Written request: Scan the entries below. List each line with "index".

Exercise input:

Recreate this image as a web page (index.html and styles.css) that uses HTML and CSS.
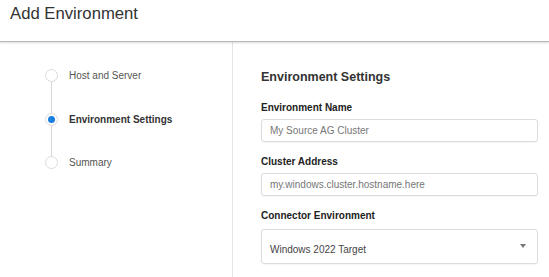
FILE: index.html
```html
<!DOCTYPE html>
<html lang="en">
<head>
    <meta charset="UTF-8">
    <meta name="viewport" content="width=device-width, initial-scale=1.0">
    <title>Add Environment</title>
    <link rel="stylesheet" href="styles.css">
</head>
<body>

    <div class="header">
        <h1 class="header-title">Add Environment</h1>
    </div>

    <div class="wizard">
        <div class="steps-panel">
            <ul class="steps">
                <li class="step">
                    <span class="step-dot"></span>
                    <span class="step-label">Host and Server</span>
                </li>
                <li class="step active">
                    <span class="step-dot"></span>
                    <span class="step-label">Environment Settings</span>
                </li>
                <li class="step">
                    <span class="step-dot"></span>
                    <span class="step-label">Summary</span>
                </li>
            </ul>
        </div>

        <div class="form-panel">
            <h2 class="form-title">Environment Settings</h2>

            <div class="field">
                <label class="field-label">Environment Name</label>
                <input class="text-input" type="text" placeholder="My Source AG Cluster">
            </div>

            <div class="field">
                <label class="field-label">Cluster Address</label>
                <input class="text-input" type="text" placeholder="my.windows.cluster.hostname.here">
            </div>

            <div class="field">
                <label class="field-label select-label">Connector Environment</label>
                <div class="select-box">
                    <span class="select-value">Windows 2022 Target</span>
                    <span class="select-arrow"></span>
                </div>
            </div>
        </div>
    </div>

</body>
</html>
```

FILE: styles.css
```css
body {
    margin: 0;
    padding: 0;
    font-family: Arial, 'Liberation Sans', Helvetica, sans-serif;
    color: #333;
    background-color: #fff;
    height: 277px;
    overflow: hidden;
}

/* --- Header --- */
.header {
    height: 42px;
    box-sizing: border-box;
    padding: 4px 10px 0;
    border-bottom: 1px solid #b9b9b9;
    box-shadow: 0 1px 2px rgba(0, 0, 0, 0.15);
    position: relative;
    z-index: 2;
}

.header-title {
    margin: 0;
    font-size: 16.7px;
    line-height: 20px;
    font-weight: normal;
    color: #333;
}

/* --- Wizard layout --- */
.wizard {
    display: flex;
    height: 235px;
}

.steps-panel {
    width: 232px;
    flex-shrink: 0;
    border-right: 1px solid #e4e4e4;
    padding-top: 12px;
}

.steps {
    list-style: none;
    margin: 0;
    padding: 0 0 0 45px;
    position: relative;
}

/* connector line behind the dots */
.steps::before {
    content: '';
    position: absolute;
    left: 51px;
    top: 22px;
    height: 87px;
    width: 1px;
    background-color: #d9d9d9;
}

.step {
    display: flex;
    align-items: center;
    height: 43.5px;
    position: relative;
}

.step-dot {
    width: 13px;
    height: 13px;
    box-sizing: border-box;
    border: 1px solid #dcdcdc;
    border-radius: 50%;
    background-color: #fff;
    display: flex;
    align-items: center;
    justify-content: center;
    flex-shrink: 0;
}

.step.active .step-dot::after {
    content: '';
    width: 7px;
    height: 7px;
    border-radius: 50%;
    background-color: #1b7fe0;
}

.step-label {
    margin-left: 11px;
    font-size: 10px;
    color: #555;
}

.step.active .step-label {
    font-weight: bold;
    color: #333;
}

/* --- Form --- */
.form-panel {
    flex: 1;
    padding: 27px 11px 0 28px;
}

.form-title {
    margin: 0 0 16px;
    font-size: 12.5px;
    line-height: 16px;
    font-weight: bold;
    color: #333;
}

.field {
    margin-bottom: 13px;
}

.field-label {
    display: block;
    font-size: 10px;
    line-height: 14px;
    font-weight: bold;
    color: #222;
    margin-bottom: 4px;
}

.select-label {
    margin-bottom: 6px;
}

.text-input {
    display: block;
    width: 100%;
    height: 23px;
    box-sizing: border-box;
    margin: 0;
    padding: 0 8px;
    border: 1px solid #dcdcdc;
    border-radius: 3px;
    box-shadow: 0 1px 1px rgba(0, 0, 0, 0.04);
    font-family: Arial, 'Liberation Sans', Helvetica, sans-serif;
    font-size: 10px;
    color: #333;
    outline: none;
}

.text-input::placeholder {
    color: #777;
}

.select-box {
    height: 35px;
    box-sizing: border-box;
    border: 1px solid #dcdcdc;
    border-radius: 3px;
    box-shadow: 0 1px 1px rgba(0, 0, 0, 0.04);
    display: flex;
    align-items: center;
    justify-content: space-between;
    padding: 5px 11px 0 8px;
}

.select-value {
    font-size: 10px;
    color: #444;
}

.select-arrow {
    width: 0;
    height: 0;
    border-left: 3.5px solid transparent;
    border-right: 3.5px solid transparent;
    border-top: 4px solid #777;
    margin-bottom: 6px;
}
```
...
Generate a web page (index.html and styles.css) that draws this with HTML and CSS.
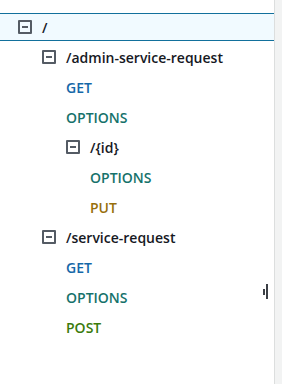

Expected answer:
Recreate this image as a web page (index.html and styles.css) that uses HTML and CSS.
FILE: index.html
    z-index: 2;
Generate a web page (index.html and styles.css) that draws this with HTML and CSS.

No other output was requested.